En su libro sobre política, Aristóteles llama al ser humano el zoon polítikon. Esta descripción, más que, en su traducción literal, ser animales aficionados a la política, implica el deseo innato, naturaleza o physis para los griegos, que tenemos los seres humanos por agruparnos en comunidad, en sociedad. Este impulso lleva a las personas a asentarse en terrenos determinados y a desarrollar ciudades. En su libro Diez lecciones para el mundo postpandemia, Fareed Zakaria, un aclamado escritor indoestadounidense especializado en relaciones internacionales, expone ese impulso que la humanidad tiene por defecto cuando afirma que “las ciudades son la forma ideal para la vida de los seres humanos. Les permite convivir, jugar, trabajar [...]”. Esta idea refuerza el pensamiento aristotélico de integración y construcción antropológica en las polis o ciudades. En otras palabras, por naturaleza somos seres sociales, por lo que el contacto humano es necesario para poder progresar en comunidad.
Estas grandes ciudades, que poseen una inmensa cantidad de habitantes, se convirtieron en el caldo de cultivo ideal para el esparcimiento del covid-19. Durante los primeros meses de 2020, el flujo de personas entre ciudades, alentado también por las festividades de Navidad y fin de año, provocó que, si uno de los viajeros era portador del virus, la enfermedad se propagara a muchos de los habitantes de estas grandes ciudades; podemos hablar sobre las urbes en Estados Unidos, Europa y Asia, como ejemplos. Sin embargo, al establecerse propiamente la pandemia, se produjo un efecto de éxodo de las ciudades hacia las afueras; se calcula que, al menos, 420,000 personas salieron de Nueva York entre el 1 de marzo y el 1 de mayo de 2020, lo que, además del confinamiento obligatorio que todos vivimos, generó que los grandes centros urbanos quedaran desolados, trayendo consigo una interrupción abrupta del contacto humano. Esto último, sobre todo, impactó en el diario vivir de la fuerza laboral y de los estudiantes.

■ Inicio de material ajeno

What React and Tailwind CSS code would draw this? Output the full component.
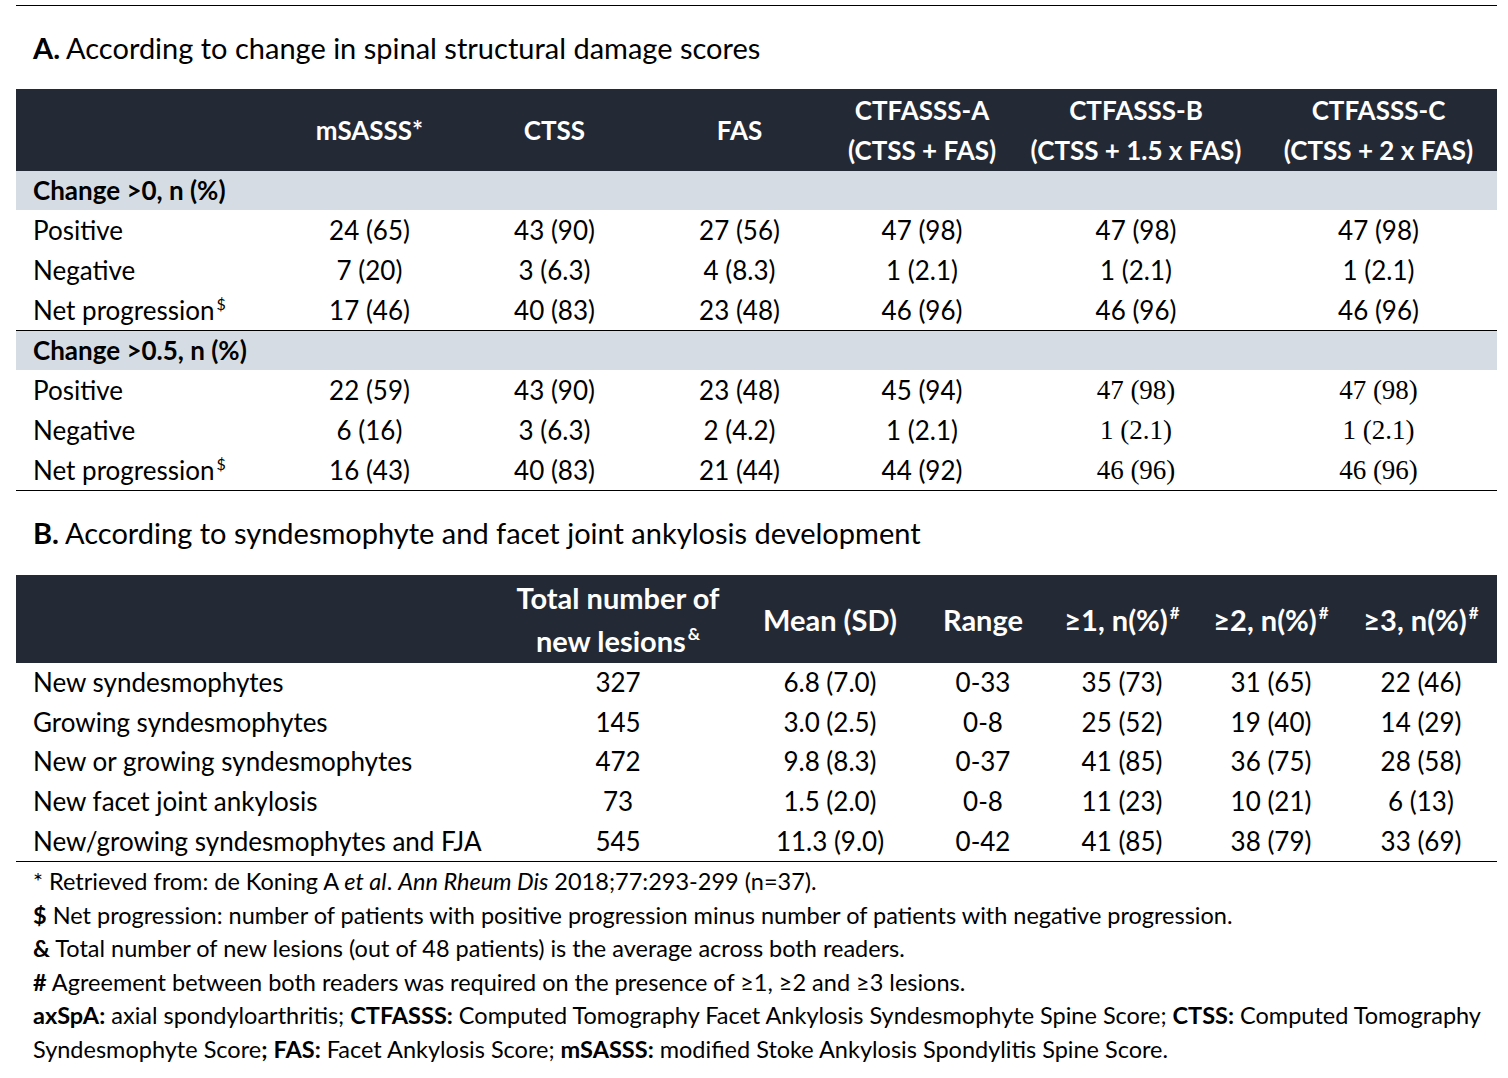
import React from 'react';

const FONT = { fontFamily: 'Lato, "Open Sans", sans-serif' };
const SERIF = { fontFamily: '"Liberation Serif", serif' };

const groupA = [
  {
    title: 'Change >0, n (%)',
    rows: [
      ['Positive', '24 (65)', '43 (90)', '27 (56)', '47 (98)', '47 (98)', '47 (98)'],
      ['Negative', '7 (20)', '3 (6.3)', '4 (8.3)', '1 (2.1)', '1 (2.1)', '1 (2.1)'],
      ['Net progression', '17 (46)', '40 (83)', '23 (48)', '46 (96)', '46 (96)', '46 (96)'],
    ],
    serif: false,
  },
  {
    title: 'Change >0.5, n (%)',
    rows: [
      ['Positive', '22 (59)', '43 (90)', '23 (48)', '45 (94)', '47 (98)', '47 (98)'],
      ['Negative', '6 (16)', '3 (6.3)', '2 (4.2)', '1 (2.1)', '1 (2.1)', '1 (2.1)'],
      ['Net progression', '16 (43)', '40 (83)', '21 (44)', '44 (92)', '46 (96)', '46 (96)'],
    ],
    serif: true,
  },
];

const rowsB = [
  ['New syndesmophytes', '327', '6.8 (7.0)', '0-33', '35 (73)', '31 (65)', '22 (46)'],
  ['Growing syndesmophytes', '145', '3.0 (2.5)', '0-8', '25 (52)', '19 (40)', '14 (29)'],
  ['New or growing syndesmophytes', '472', '9.8 (8.3)', '0-37', '41 (85)', '36 (75)', '28 (58)'],
  ['New facet joint ankylosis', '73', '1.5 (2.0)', '0-8', '11 (23)', '10 (21)', '6 (13)'],
  ['New/growing syndesmophytes and FJA', '545', '11.3 (9.0)', '0-42', '41 (85)', '38 (79)', '33 (69)'],
];

const colsA = 'grid-cols-[261px_185px_185px_185px_180px_248px_237px]';
const colsB = 'grid-cols-[479px_246px_178px_128px_150px_148px_152px]';

function Label({ text }) {
  if (text === 'Net progression') {
    return (
      <span>
        Net progression<sup className="text-[16px] relative -top-[10px] ml-[2px]">$</sup>
      </span>
    );
  }
  return <span>{text}</span>;
}

export default function App() {
  return (
    <div className="w-[1508px] h-[1078px] bg-white text-black pt-[5px] pl-[16px] pr-[11px]" style={FONT}>
      <div className="border-t-[1.5px] border-black">
        <h2 className="h-[83px] flex items-center pl-[17px] text-[29px] font-normal">
          <span className="font-bold mr-[6px]">A.</span>According to change in spinal structural damage scores
        </h2>

        {/* Table A */}
        <div className="text-[26px]">
          <div className={`grid ${colsA} h-[82px] bg-[#242a35] text-white font-bold items-center text-center leading-[40px]`}>
            <div />
            <div>mSASSS*</div>
            <div>CTSS</div>
            <div>FAS</div>
            <div className="whitespace-nowrap">CTFASSS-A<br />(CTSS + FAS)</div>
            <div className="whitespace-nowrap">CTFASSS-B<br />(CTSS + 1.5 x FAS)</div>
            <div className="whitespace-nowrap">CTFASSS-C<br />(CTSS + 2 x FAS)</div>
          </div>
          {groupA.map((g) => (
            <div key={g.title} className="border-b-[1.5px] border-black">
              <div className="h-[39px] bg-[#d5dce4] flex items-center pl-[17px] font-bold">{g.title}</div>
              {g.rows.map((r) => (
                <div key={r[0]} className={`grid ${colsA} h-[40px] items-center text-center`}>
                  <div className="text-left pl-[17px]"><Label text={r[0]} /></div>
                  {r.slice(1).map((c, i) => (
                    <div key={i} style={g.serif && i >= 4 ? SERIF : undefined} className={g.serif && i >= 4 ? 'text-[27px]' : ''}>
                      {c}
                    </div>
                  ))}
                </div>
              ))}
            </div>
          ))}
        </div>

        <h2 className="h-[84px] flex items-center pl-[17px] text-[29px] font-normal">
          <span className="font-bold mr-[6px]">B.</span>According to syndesmophyte and facet joint ankylosis development
        </h2>

        {/* Table B */}
        <div className="text-[26px] border-b-[1.5px] border-black">
          <div className={`grid ${colsB} h-[88px] bg-[#242a35] text-white font-bold items-center text-center text-[29px] leading-[43px]`}>
            <div />
            <div className="whitespace-nowrap">
              Total number of<br />new lesions<sup className="text-[17px] relative -top-[12px] ml-[2px]">&amp;</sup>
            </div>
            <div>Mean (SD)</div>
            <div>Range</div>
            <div className="whitespace-nowrap">≥1, n(%)<sup className="text-[17px] relative -top-[12px] ml-[2px]">#</sup></div>
            <div className="whitespace-nowrap">≥2, n(%)<sup className="text-[17px] relative -top-[12px] ml-[2px]">#</sup></div>
            <div className="whitespace-nowrap">≥3, n(%)<sup className="text-[17px] relative -top-[12px] ml-[2px]">#</sup></div>
          </div>
          <div>
            {rowsB.map((r) => (
              <div key={r[0]} className={`grid ${colsB} h-[39.6px] items-center text-center`}>
                <div className="text-left pl-[17px] whitespace-nowrap">{r[0]}</div>
                {r.slice(1).map((c, i) => (
                  <div key={i}>{c}</div>
                ))}
              </div>
            ))}
          </div>
        </div>

        {/* Footnotes */}
        <div className="pl-[17px] pt-[3px] text-[23.5px] leading-[33.6px] whitespace-nowrap">
          <p>* Retrieved from: de Koning A <i>et al</i>. <i>Ann Rheum Dis</i> 2018;77:293-299 (n=37).</p>
          <p><b>$</b> Net progression: number of patients with positive progression minus number of patients with negative progression.</p>
          <p><b>&amp;</b> Total number of new lesions (out of 48 patients) is the average across both readers.</p>
          <p><b>#</b> Agreement between both readers was required on the presence of ≥1, ≥2 and ≥3 lesions.</p>
          <p>
            <b>axSpA:</b> axial spondyloarthritis; <b>CTFASSS:</b> Computed Tomography Facet Ankylosis Syndesmophyte Spine Score;{' '}
            <b>CTSS:</b> Computed Tomography
            <br />
            Syndesmophyte Score<b>;</b> <b>FAS:</b> Facet Ankylosis Score; <b>mSASSS:</b> modified Stoke Ankylosis Spondylitis Spine Score.
          </p>
        </div>
      </div>
    </div>
  );
}
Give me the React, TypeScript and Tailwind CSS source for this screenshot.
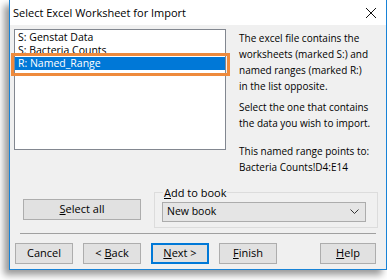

Analizando superficialmente los efectos de la educación y trabajo virtual, y pasando por alto los grandes desafíos vividos en cuanto a acceso a conexión y brecha digital, que representan aún hoy en día desafíos mayores, me enfocaré brevemente en el impacto en la productividad de las personas. La tecnología facilitó el trabajo y el estudio remoto; sin embargo, con un costo altísimo de falta de motivación y poco desarrollo del elemento humano, como afirma Zakaria en el texto citado al principio de este artículo. Se afectó la complementariedad de la sociedad para combatir problemas comunes, para generar redes de apoyo y para seguir creciendo como comunidad. En otras palabras, la motivación es clave para el desarrollo del capital humano; no obstante, en muchos casos, existió desgaste profundo al solamente trabajar desde una computadora a pesar de las ventajas que la modalidad virtual nos plantea.
Creo que una pandemia, como la que hoy vivimos, ha desafiado los esquemas de nuestro comportamiento y de nuestra naturaleza. La tendencia humana de agruparnos genera que enfrentemos unidos los problemas comunes, como sociedad. El covid-19 ha causado estragos serios en materia sanitaria, pero también en el ámbito de la salud mental, lo que tiene una relación directa con nuestra productividad en el estudio o en el trabajo. Sin embargo, retomando la idea de enfrentar los problemas como sociedad, deseo exponer que Londres, una de las ciudades más modernas y hermosas del mundo, surgió de las cenizas tal y como la conocemos; literalmente cenizas, debido al Gran Incendio de 1666. Con el modelo de los londinenses, quienes decidieron reconstruir su ciudad con materiales resistentes y con más ahínco, enfilaremos el camino hacia la vida postpandemia, en sociedad, unidos, como lo expuso Aristóteles.